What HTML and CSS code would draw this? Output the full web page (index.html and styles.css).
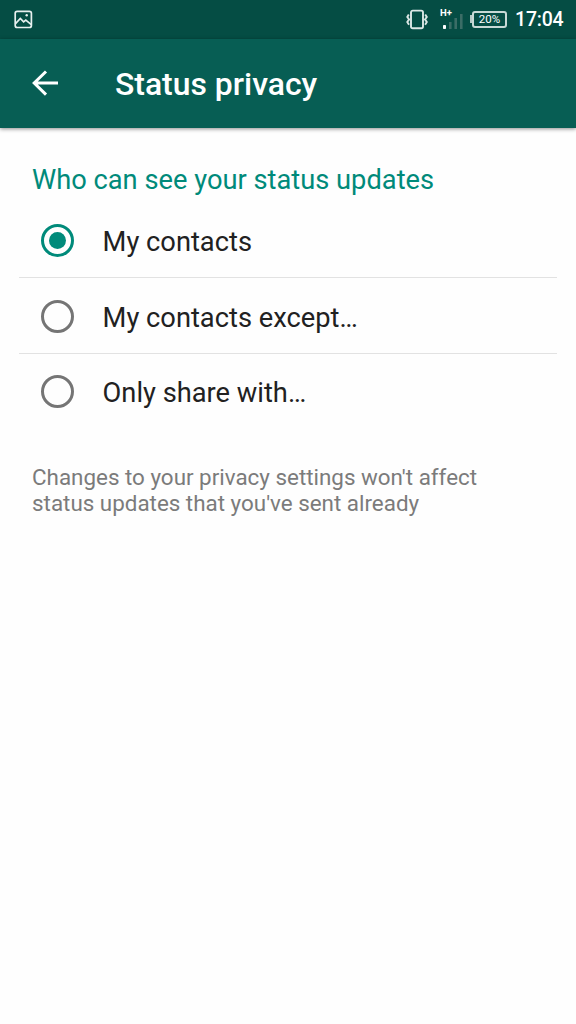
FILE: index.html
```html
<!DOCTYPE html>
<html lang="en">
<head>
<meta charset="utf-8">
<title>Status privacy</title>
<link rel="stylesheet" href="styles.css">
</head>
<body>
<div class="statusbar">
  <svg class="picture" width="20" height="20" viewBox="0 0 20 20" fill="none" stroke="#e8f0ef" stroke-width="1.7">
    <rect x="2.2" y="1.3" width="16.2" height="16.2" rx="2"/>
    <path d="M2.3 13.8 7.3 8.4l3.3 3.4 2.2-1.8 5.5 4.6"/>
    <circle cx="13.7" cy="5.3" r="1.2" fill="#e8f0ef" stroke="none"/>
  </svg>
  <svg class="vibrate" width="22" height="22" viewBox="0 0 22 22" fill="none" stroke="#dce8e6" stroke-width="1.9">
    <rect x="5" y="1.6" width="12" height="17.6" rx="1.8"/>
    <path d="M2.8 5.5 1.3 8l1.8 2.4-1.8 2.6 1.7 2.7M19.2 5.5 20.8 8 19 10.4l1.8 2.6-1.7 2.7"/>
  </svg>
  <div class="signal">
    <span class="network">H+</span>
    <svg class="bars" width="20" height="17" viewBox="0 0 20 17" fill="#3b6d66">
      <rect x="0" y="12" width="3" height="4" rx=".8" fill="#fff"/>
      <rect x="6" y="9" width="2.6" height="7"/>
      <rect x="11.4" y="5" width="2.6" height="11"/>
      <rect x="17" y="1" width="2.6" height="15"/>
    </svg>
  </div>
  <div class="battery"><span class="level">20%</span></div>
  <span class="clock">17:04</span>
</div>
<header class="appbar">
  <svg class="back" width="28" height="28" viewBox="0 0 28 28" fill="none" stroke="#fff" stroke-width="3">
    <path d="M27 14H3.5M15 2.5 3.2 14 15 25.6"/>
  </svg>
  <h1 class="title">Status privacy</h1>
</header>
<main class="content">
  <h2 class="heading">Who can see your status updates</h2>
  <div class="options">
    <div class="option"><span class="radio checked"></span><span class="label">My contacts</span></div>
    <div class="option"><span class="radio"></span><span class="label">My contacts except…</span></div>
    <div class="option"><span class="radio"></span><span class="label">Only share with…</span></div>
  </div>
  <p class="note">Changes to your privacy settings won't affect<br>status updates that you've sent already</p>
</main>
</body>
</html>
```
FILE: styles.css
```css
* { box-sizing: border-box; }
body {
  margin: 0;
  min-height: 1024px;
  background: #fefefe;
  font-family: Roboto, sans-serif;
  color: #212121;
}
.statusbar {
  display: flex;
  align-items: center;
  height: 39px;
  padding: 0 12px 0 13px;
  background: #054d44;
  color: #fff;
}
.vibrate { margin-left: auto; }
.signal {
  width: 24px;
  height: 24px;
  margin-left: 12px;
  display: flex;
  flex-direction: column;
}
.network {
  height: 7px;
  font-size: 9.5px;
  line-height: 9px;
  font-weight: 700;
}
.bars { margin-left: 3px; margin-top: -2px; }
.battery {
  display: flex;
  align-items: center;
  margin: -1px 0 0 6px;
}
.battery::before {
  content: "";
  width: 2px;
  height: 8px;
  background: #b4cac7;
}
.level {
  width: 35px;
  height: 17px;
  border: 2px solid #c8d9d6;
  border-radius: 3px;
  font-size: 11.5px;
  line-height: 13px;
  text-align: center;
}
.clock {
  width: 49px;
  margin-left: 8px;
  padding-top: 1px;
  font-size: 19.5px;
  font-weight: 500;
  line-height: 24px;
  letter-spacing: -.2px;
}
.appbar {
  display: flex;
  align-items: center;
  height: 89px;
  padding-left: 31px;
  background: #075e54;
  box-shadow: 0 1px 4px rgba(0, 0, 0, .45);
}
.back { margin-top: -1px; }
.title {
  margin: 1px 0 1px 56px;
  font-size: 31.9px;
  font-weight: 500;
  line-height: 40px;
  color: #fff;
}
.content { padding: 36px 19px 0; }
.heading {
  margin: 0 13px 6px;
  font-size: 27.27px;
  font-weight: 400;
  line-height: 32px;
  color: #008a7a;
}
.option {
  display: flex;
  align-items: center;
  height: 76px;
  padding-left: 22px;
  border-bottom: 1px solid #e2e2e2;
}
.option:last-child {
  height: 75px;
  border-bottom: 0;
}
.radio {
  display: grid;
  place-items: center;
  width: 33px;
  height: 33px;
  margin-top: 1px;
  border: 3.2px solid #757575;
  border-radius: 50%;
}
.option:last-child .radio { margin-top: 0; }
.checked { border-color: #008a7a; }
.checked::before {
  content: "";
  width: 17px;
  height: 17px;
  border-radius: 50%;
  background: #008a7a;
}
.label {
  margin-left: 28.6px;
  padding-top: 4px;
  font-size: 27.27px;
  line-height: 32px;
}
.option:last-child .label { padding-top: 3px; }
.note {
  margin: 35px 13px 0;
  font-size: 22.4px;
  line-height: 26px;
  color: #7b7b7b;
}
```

::::::::::

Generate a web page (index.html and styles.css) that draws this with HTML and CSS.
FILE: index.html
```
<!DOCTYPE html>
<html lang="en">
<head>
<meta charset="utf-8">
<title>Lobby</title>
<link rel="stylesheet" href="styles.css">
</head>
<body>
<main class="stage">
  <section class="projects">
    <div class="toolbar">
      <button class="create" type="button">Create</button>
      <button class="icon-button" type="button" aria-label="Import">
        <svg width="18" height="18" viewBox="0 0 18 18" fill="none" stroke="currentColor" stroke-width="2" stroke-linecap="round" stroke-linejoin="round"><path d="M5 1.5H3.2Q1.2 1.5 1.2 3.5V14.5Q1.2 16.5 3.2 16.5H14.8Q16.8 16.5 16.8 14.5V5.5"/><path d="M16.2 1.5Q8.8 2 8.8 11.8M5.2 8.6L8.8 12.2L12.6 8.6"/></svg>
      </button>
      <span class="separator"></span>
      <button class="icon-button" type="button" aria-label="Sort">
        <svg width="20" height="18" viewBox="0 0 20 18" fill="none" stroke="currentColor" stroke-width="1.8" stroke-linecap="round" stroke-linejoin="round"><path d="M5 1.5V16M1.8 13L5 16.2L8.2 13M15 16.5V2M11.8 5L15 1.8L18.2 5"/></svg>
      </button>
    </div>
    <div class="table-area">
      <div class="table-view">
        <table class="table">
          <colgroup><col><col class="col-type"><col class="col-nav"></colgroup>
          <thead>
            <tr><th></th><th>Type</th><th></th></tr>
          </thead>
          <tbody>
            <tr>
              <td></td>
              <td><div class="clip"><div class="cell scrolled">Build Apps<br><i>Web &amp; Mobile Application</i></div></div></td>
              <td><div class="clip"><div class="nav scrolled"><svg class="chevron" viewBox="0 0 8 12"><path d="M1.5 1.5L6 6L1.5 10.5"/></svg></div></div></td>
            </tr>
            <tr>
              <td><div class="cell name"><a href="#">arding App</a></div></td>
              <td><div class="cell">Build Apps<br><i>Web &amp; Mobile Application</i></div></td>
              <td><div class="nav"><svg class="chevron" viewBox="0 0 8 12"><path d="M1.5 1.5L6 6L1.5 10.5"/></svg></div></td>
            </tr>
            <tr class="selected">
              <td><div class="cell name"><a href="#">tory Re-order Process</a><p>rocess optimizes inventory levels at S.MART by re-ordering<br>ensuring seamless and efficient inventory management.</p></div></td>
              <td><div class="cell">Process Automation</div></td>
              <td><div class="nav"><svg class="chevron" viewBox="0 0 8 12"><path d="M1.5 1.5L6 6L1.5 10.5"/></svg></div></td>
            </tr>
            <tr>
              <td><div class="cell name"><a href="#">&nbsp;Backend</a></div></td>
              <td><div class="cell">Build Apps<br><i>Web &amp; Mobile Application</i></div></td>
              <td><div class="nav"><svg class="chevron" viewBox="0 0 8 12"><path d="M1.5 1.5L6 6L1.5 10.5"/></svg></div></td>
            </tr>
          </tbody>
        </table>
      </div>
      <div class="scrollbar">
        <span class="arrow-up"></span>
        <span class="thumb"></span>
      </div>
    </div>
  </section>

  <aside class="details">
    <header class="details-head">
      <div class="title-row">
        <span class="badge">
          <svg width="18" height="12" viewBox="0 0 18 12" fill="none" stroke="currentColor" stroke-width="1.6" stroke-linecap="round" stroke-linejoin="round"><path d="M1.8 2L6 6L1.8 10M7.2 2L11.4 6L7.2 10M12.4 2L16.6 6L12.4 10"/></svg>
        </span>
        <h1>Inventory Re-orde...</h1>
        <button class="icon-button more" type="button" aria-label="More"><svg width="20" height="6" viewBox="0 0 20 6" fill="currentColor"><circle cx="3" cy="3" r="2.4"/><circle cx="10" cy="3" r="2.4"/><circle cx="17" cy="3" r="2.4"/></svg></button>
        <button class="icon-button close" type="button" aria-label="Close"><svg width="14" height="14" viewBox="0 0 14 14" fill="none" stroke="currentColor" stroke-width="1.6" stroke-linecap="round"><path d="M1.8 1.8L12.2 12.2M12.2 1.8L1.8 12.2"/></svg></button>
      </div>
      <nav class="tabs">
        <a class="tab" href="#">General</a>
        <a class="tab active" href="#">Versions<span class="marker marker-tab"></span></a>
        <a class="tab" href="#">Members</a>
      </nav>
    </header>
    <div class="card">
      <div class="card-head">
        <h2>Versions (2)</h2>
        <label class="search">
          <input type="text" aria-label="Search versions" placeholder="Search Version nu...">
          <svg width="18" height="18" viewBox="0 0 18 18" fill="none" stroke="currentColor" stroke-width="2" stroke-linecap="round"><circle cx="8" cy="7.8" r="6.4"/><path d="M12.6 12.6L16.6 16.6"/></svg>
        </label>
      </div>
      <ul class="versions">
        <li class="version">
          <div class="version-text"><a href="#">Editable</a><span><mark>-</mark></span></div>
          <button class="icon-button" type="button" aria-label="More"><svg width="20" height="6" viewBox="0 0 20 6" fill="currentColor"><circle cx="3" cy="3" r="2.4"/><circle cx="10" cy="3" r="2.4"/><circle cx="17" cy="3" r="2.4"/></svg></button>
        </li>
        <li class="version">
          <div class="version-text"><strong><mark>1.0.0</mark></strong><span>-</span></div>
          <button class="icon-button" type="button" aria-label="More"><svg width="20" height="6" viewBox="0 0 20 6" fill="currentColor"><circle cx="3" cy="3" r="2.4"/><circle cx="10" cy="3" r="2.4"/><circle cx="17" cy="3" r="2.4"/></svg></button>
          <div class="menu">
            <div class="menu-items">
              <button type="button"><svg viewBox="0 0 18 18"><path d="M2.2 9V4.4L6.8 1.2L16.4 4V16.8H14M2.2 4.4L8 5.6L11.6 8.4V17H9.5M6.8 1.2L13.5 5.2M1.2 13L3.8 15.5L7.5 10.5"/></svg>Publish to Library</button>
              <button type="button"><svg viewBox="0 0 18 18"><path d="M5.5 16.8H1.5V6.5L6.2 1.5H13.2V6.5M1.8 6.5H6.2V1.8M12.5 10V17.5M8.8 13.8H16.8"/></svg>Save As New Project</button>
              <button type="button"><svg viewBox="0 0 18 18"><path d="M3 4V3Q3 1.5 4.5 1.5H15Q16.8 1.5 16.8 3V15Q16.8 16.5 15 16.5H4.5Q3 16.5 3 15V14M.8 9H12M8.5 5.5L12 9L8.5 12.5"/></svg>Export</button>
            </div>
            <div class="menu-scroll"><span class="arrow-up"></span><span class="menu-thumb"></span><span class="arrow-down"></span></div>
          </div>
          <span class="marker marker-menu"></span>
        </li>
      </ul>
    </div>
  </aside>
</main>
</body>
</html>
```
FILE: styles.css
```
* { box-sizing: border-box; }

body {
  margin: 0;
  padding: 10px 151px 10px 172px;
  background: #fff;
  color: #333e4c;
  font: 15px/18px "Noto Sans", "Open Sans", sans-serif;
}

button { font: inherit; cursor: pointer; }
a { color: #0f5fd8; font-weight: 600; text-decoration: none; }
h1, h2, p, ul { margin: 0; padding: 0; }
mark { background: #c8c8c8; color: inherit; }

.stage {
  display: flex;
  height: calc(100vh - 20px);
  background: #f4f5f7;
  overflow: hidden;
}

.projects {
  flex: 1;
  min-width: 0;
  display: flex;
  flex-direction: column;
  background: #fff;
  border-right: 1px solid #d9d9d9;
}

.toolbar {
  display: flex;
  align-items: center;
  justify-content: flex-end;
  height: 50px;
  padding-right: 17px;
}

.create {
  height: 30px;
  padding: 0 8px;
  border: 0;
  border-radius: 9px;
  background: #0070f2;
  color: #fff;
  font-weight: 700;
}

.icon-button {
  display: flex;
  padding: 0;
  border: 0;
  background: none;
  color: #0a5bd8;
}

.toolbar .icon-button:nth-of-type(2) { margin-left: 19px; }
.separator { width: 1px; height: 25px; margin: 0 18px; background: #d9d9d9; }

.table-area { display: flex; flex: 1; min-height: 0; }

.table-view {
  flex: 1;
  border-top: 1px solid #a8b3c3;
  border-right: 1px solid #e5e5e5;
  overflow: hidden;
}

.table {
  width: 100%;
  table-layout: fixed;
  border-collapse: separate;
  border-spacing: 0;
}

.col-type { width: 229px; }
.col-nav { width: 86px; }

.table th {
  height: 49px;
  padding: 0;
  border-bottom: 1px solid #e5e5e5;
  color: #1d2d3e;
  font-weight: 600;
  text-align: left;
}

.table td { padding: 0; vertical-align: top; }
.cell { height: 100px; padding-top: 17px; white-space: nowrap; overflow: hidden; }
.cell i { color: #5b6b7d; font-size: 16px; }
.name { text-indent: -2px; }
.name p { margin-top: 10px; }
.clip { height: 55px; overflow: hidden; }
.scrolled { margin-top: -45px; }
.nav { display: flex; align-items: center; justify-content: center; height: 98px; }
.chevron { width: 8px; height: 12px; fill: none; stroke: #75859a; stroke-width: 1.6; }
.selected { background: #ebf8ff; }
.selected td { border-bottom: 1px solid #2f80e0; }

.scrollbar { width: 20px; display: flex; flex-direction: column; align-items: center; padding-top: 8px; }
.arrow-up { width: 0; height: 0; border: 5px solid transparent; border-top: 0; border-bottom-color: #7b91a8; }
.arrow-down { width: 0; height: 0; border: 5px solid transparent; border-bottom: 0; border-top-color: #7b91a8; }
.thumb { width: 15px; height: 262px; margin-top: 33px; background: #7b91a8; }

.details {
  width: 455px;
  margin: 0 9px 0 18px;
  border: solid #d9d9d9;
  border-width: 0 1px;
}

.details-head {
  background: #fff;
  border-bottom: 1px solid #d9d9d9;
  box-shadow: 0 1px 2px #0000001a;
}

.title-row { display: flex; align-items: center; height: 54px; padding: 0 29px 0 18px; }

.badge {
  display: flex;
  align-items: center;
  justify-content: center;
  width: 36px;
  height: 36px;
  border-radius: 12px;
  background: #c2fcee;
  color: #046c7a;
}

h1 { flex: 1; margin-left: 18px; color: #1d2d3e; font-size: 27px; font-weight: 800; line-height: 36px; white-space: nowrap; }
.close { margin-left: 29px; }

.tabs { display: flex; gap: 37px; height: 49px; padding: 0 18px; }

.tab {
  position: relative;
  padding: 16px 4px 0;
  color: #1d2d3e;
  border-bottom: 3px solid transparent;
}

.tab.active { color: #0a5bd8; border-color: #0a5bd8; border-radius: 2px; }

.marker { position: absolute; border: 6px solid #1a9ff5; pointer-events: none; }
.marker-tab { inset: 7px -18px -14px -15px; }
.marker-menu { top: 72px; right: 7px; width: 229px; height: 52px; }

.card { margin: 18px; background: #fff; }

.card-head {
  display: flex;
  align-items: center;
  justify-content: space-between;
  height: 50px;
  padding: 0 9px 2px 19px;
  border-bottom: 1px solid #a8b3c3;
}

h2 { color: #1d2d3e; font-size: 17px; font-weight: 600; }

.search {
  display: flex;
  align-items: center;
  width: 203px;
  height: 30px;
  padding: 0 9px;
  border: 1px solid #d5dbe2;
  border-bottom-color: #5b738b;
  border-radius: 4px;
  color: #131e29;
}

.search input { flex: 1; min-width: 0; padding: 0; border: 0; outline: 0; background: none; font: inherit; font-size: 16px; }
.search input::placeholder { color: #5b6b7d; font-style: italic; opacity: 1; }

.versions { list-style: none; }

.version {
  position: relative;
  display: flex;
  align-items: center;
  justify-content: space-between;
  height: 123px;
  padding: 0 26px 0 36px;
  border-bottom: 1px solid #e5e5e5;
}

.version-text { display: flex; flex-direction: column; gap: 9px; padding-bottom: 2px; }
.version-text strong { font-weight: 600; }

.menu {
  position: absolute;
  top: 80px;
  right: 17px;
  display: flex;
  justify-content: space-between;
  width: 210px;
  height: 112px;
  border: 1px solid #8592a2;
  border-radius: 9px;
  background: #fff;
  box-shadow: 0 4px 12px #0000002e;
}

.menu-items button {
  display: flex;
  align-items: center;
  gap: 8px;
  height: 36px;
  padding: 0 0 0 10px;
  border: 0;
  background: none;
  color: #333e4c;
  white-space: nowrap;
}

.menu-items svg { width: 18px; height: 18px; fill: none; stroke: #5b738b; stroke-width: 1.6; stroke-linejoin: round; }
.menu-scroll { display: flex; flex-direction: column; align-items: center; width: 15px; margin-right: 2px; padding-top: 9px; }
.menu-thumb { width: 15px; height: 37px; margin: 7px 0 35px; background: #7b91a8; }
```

::::::::::

DIRECTIONS FOR THIS TASK.
Tally the lines of the records holding the word "page", then give only the resulting number.

TASK SOLUTION.
2